На Большой Дмитровке под номером 15 числится три здания. Основное – бывшая усадьба князей Голицыных. С 1860 года усадьба перешла во владение купцов Востряковых. Новые владельцы надстроили основное здание и возвели рядом два доходных дома, для сдачи внаймы под жилье. В начале 900-х годов Востряковы проживали в одном из доходных домов, а усадьбу, с полукруглым въездом во дворе, анфиладой залов с блестящим паркетом, нарядной лестницей, зеркальными окнами, белым ресторанным залом, арендовал Литературно-художественный кружок – центр культурной жизни Москвы. По сути, это был клуб работников искусств, с ежегодными членскими взносами, дешевыми ужинами, эстрадой, прекрасной библиотекой с читальным залом, бильярдными. Литературные диспуты, лекции, концерты, встречи… В свое время членами клуба были Шаляпин, Станиславский, Ермолова, Коровин, Бунин, Васнецов, Ходасевич… Долгие годы «Кружок», так называли его завсегдатаи, возглавлял Брюсов. Для того, чтобы обеспечить процветание клуба, одних взносов было, разумеется, мало. На верхнем этаже «Кружка» находился зал, уставленный столами с зеленым сукном. Здесь играли в «железку». Этот зал и являлся основным источником дохода. Официально игра должна была кончаться в двенадцать часов ночи, а продолжалась до шести утра. За каждый час сверх положенного полагался штраф. Бывало и Есенин с Мариенгофом поправляли здесь свое материальное положение. В «Романе без вранья» читаем: «Сначала садились за стол оба – я проигрывал, он <Есенин> выигрывал. На заре вытрясаем бумажники: один с деньжищами, другой пустой. Подсчитаем – все так на так… Стал ходить один. Играл свирепо. Сорвет ли чей банк, удачно ли промечет, никогда своих денег на столе не держит. По всем растычет карманам: и в брючные, и в жилеточные, и в пиджачные. Если карта переменится – кармана три вывернет, скажет: «Я пустой».

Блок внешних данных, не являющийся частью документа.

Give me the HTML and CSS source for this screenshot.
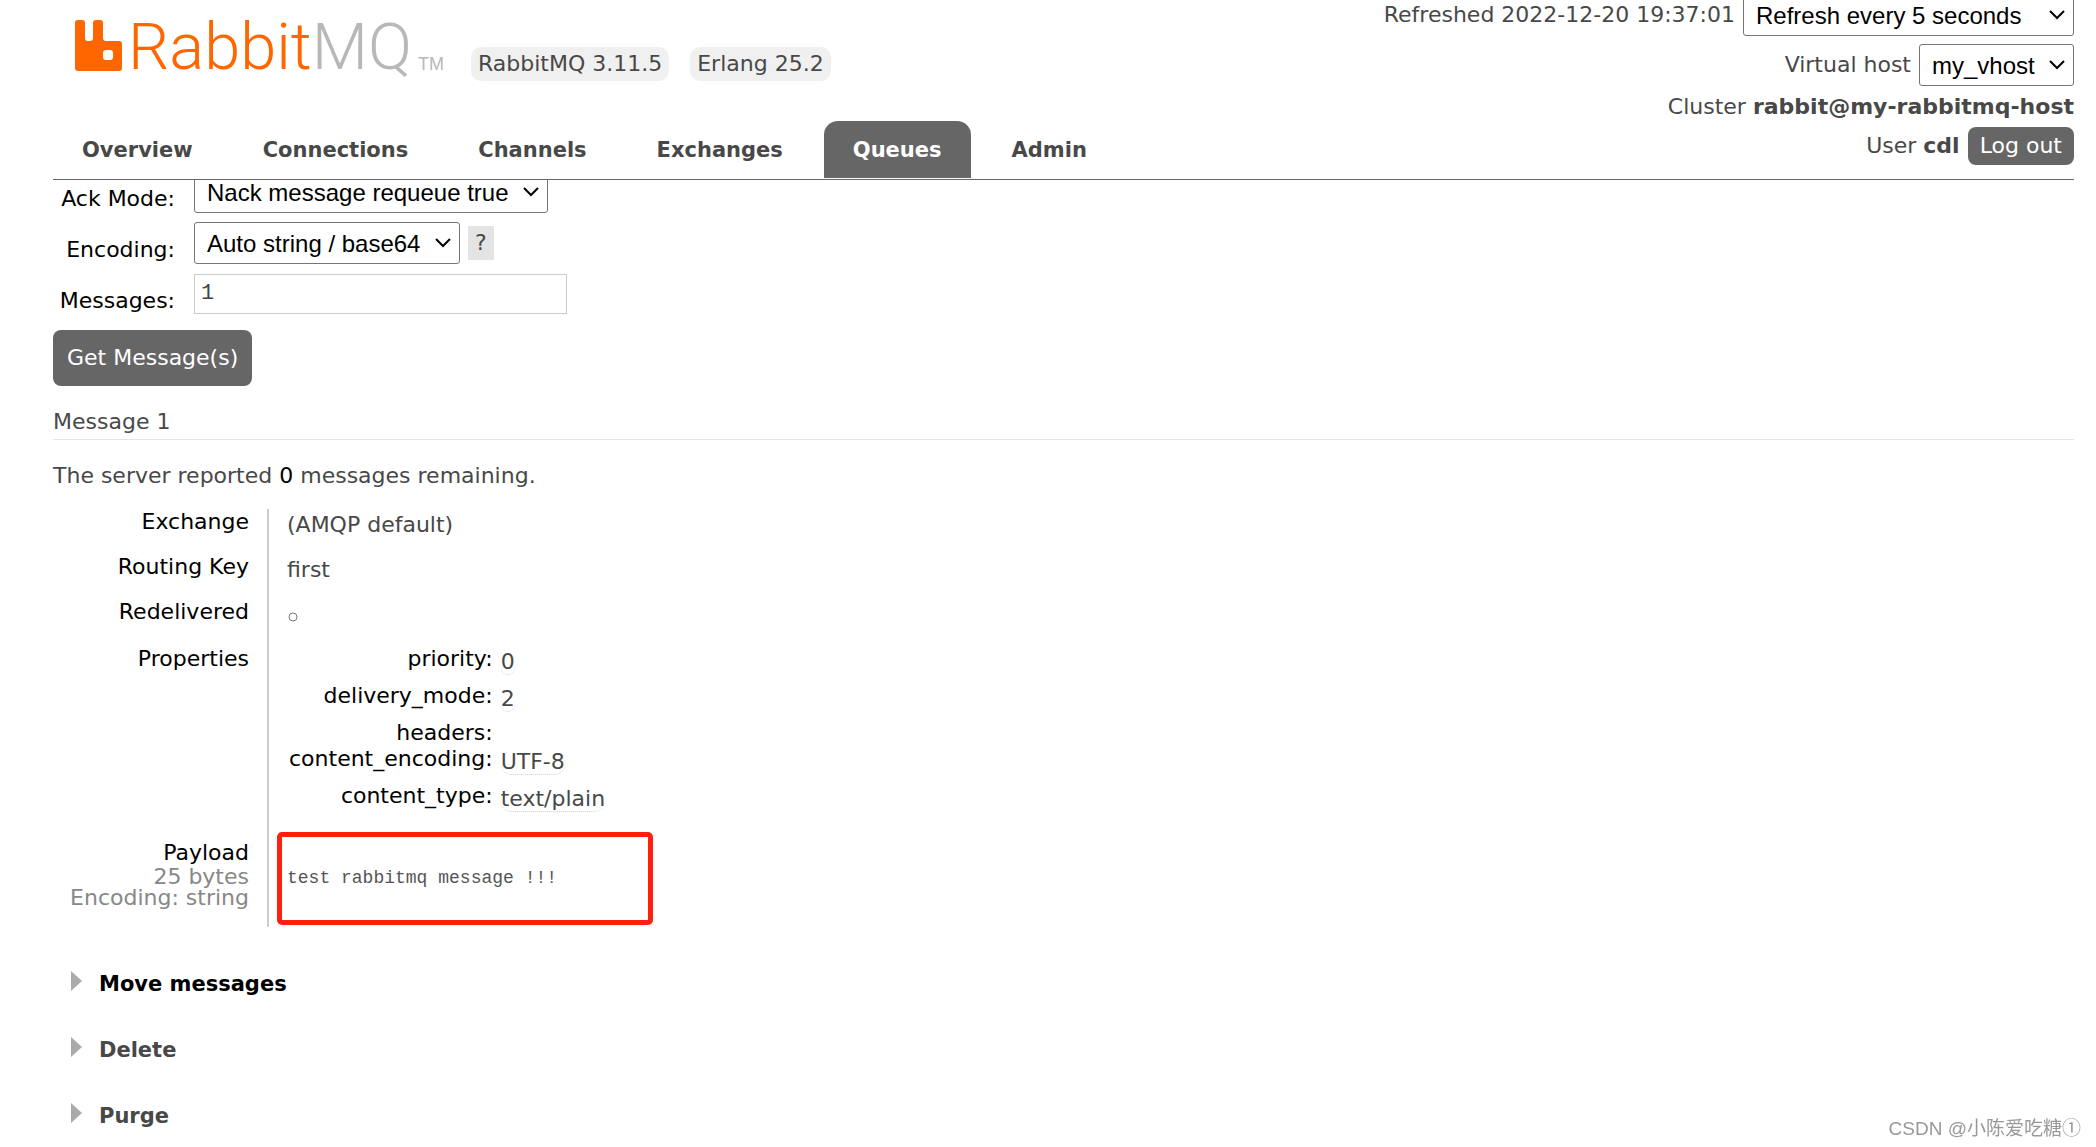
FILE: index.html
```html
<!DOCTYPE html>
<html lang="en">
<head>
<meta charset="utf-8">
<title>RabbitMQ Management</title>
<link rel="stylesheet" href="styles.css">
</head>
<body>
<header class="header">
  <div class="brand">
    <a class="logo" href="#">
      <svg class="logo-mark" viewBox="0 0 47 51" aria-hidden="true"><path fill="#f60" fill-rule="evenodd" d="M3 0h4a3 3 0 0 1 3 3v15a3 3 0 0 0 3 3h2a3 3 0 0 0 3-3V3a3 3 0 0 1 3-3h4a3 3 0 0 1 3 3v15a3 3 0 0 0 3 3h13a3 3 0 0 1 3 3v24a3 3 0 0 1-3 3H3a3 3 0 0 1-3-3V3a3 3 0 0 1 3-3zM31 30a3 3 0 0 0-3 3v4a3 3 0 0 0 3 3h4a3 3 0 0 0 3-3v-4a3 3 0 0 0-3-3z"/></svg>
      <span class="logo-name">Rabbit<span class="logo-mq">MQ</span></span>
      <span class="logo-tm">TM</span>
    </a>
    <span class="version">RabbitMQ 3.11.5</span>
    <span class="version">Erlang 25.2</span>
  </div>
  <nav class="tabs">
    <a class="tab" href="#">Overview</a>
    <a class="tab" href="#">Connections</a>
    <a class="tab" href="#">Channels</a>
    <a class="tab" href="#">Exchanges</a>
    <a class="tab tab-selected" href="#">Queues</a>
    <a class="tab" href="#">Admin</a>
  </nav>
  <div class="status">
    <div class="status-row status-refresh">
      <label for="refresh">Refreshed 2022-12-20 19:37:01</label>
      <span class="select select-refresh"><select id="refresh"><option>Refresh every 5 seconds</option></select><svg class="chevron" viewBox="0 0 16 10"><path d="M1 1l7 7 7-7"/></svg></span>
    </div>
    <div class="status-row status-vhost">
      <label for="vhost">Virtual host</label>
      <span class="select select-vhost"><select id="vhost"><option>my_vhost</option></select><svg class="chevron" viewBox="0 0 16 10"><path d="M1 1l7 7 7-7"/></svg></span>
    </div>
    <div class="status-row status-cluster"><span>Cluster <b>rabbit@my-rabbitmq-host</b></span></div>
    <div class="status-row"><span>User <b>cdl</b></span><button class="button logout" type="button">Log out</button></div>
  </div>
</header>

<main class="main">
  <form class="get-form">
    <div class="field">
      <label for="ack">Ack Mode:</label>
      <span class="select select-ack"><select id="ack"><option>Nack message requeue true</option></select><svg class="chevron" viewBox="0 0 16 10"><path d="M1 1l7 7 7-7"/></svg></span>
    </div>
    <div class="field">
      <label for="encoding">Encoding:</label>
      <span class="select select-encoding"><select id="encoding"><option>Auto string / base64</option></select><svg class="chevron" viewBox="0 0 16 10"><path d="M1 1l7 7 7-7"/></svg></span>
      <a class="help" href="#">?</a>
    </div>
    <div class="field">
      <label for="count">Messages:</label>
      <input class="count" id="count" type="text" value="1">
    </div>
    <button class="button get-button" type="button">Get Message(s)</button>
  </form>

  <h2 class="message-title">Message 1</h2>
  <p class="remaining">The server reported <span class="number">0</span> messages remaining.</p>

  <table class="facts">
    <tr><th>Exchange</th><td>(AMQP default)</td></tr>
    <tr><th>Routing Key</th><td>first</td></tr>
    <tr><th>Redelivered</th><td class="redelivered"><svg class="circle" viewBox="0 0 12 12"><circle cx="6" cy="6" r="4"/></svg></td></tr>
    <tr class="properties-row"><th>Properties</th><td class="properties">
      <table class="props">
        <tr><th>priority:</th><td><abbr class="value">0</abbr></td></tr>
        <tr><th>delivery_mode:</th><td><abbr class="value">2</abbr></td></tr>
        <tr class="props-empty"><th>headers:</th><td></td></tr>
        <tr><th>content_encoding:</th><td><abbr class="value">UTF-8</abbr></td></tr>
        <tr><th>content_type:</th><td><abbr class="value">text/plain</abbr></td></tr>
      </table>
    </td></tr>
    <tr class="payload-row"><th>Payload<span class="sub">25 bytes</span><span class="sub">Encoding: string</span></th><td class="payload"><pre>test rabbitmq message !!!</pre><span class="highlight"></span></td></tr>
  </table>

  <section class="sections">
    <h2 class="section hovered"><svg class="arrow" viewBox="0 0 11 20"><path d="M0 0l11 10L0 20z"/></svg>Move messages</h2>
    <h2 class="section"><svg class="arrow" viewBox="0 0 11 20"><path d="M0 0l11 10L0 20z"/></svg>Delete</h2>
    <h2 class="section"><svg class="arrow" viewBox="0 0 11 20"><path d="M0 0l11 10L0 20z"/></svg>Purge</h2>
  </section>
</main>
<div class="watermark">CSDN @小陈爱吃糖①</div>
</body>
</html>
```
FILE: styles.css
```css
* { box-sizing: border-box; }

body {
  margin: 0;
  overflow: hidden;
  background: #fff;
  color: #484848;
  font: 22px/26px Verdana, "DejaVu Sans", sans-serif;
}

h2, p, pre { margin: 0; }
a { color: inherit; text-decoration: none; }

/* Header */
.header {
  position: relative;
  z-index: 1;
  display: grid;
  grid-template-columns: auto auto;
  grid-template-rows: 121px auto;
  justify-content: space-between;
  margin: 0 22px 0 53px;
  border-bottom: 1px solid #666;
  background: #fff;
}

.brand {
  display: flex;
  align-items: flex-start;
  padding-left: 22px;
}

.logo {
  display: flex;
  flex: none;
  align-items: flex-start;
  width: 396px;
  padding-top: 20px;
}

.logo-mark { width: 47px; height: 51px; }

.logo-name {
  margin-left: 6px;
  color: #f60;
  font: 300 65px/55px Roboto, sans-serif;
}

.logo-mq, .logo-tm { color: #b8b8b8; }

.logo-tm {
  margin: 32px 0 0 6px;
  font: 18px/24px "Liberation Sans", Arial, sans-serif;
}

.version {
  margin: 47px 21px 0 0;
  padding: 4px 7px;
  border-radius: 10px;
  background: #f0f0f0;
  white-space: nowrap;
}

.version + .version { margin-right: 0; }

.tabs {
  display: flex;
  grid-row: 2;
  gap: 12px;
}

.tab {
  margin-bottom: 1px;
  padding: 16px 29px 15px;
  border-radius: 14px 14px 0 0;
  font-size: 21px;
  font-weight: bold;
}

.tab-selected { background: #666; color: #fff; }

.status {
  display: flex;
  flex-direction: column;
  grid-column: 2;
  grid-row: 1 / 3;
  margin-top: -6px;
}

.status-row {
  display: flex;
  justify-content: flex-end;
  align-items: center;
  gap: 8px;
}

.status-refresh, .status-vhost { margin-bottom: 8px; }
.status-cluster { margin-bottom: 7px; }

/* Controls */
.select { display: grid; align-items: center; }

.select select {
  grid-area: 1 / 1;
  width: 100%;
  height: 42px;
  padding: 0 12px;
  border: 1px solid #767676;
  border-radius: 3px;
  background: #fff;
  color: #000;
  font: 24px "Liberation Sans", Arial, sans-serif;
  appearance: none;
}

.chevron {
  grid-area: 1 / 1;
  justify-self: end;
  width: 16px;
  height: 10px;
  margin-right: 9px;
  fill: none;
  stroke: #000;
  stroke-width: 2;
  pointer-events: none;
}

.select-refresh { width: 331px; }
.select-vhost { width: 155px; }
.select-ack { width: 354px; }
.select-encoding { width: 266px; }

.button {
  border: 0;
  border-radius: 8px;
  background: #666;
  color: #fff;
  font: inherit;
  cursor: pointer;
}

.logout { height: 38px; padding: 0 12px; }

/* Content */
.main { margin: -9px 22px 0 53px; }

.field {
  display: flex;
  align-items: flex-start;
  height: 51px;
}

.field label {
  width: 122px;
  margin-right: 19px;
  padding-top: 15px;
  color: #000;
  text-align: right;
}

.help {
  margin: 4px 0 0 8px;
  padding: 4px 7px;
  background: #e4e4e4;
}

.count {
  width: 373px;
  height: 40px;
  margin-top: 1px;
  padding: 0 6px 2px;
  border: 1px solid #ccc;
  color: #444;
  font: 22px "Liberation Mono", monospace;
}

.get-button { height: 56px; margin-top: 6px; padding: 0 14px; }

.message-title {
  margin-top: 23px;
  padding-bottom: 4px;
  border-bottom: 1px solid #e4e4e4;
  font-size: 22px;
  font-weight: normal;
}

.remaining { margin: 23px 0 20px; }
.number { color: #000; }

table { border-collapse: collapse; }

th {
  padding: 0;
  color: #000;
  font-weight: normal;
  text-align: right;
  vertical-align: top;
}

td { padding: 3px 0 0; vertical-align: top; }

.facts > tbody > tr { height: 45px; }

.facts > tbody > tr > th {
  width: 215px;
  padding-right: 18px;
  border-right: 2px solid #ccc;
}

.facts > tbody > tr > td { padding-left: 18px; }
.facts > tbody > .properties-row { height: 196px; }
.facts > tbody > .payload-row { height: 87px; }
.facts > tbody > .properties-row > th,
.facts > tbody > tr > .properties { padding-top: 2px; }

.redelivered { line-height: 28px; }
.circle { width: 12px; height: 12px; fill: none; stroke: #777; }

.props th { padding: 0 8px 0 2px; }
.props td { padding: 3px 0 8px; }
.props .props-empty td { padding: 0; }

.value {
  border-bottom: 1px dotted #ccc;
  border-radius: 10px;
}

.sub { display: block; color: #888; line-height: 21px; }

.payload { position: relative; }

.payload pre {
  padding-top: 22px;
  color: #555;
  font: 18px/26px "Liberation Mono", monospace;
}

.highlight {
  position: absolute;
  top: -8px;
  left: 8px;
  width: 376px;
  height: 93px;
  border: 5px solid #ff2010;
  border-radius: 5px;
}

.sections {
  display: grid;
  gap: 40px;
  margin-top: 44px;
}

.section {
  display: flex;
  align-items: flex-start;
  gap: 17px;
  padding-left: 18px;
  font-size: 21px;
}

.hovered { color: #000; }
.arrow { width: 11px; height: 20px; fill: #aaa; }

.watermark {
  position: fixed;
  right: 15px;
  bottom: 5px;
  color: #999;
  font: 19px/26px "Liberation Sans", "Noto Sans CJK SC", sans-serif;
}
```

Придет домой, растолкает меня и станет из остальных уцелевших карманов на одеяло выпотрашивать хрусткие бумажки…» Удачная игра Есенина очень выручала друзей в безденежье. Литературно-художественный кружок просуществовал до 1919 года, потом в этом доме были различные конторы, издательства, но по привычке люди искусства собирались там, клубная жизнь еще теплилась.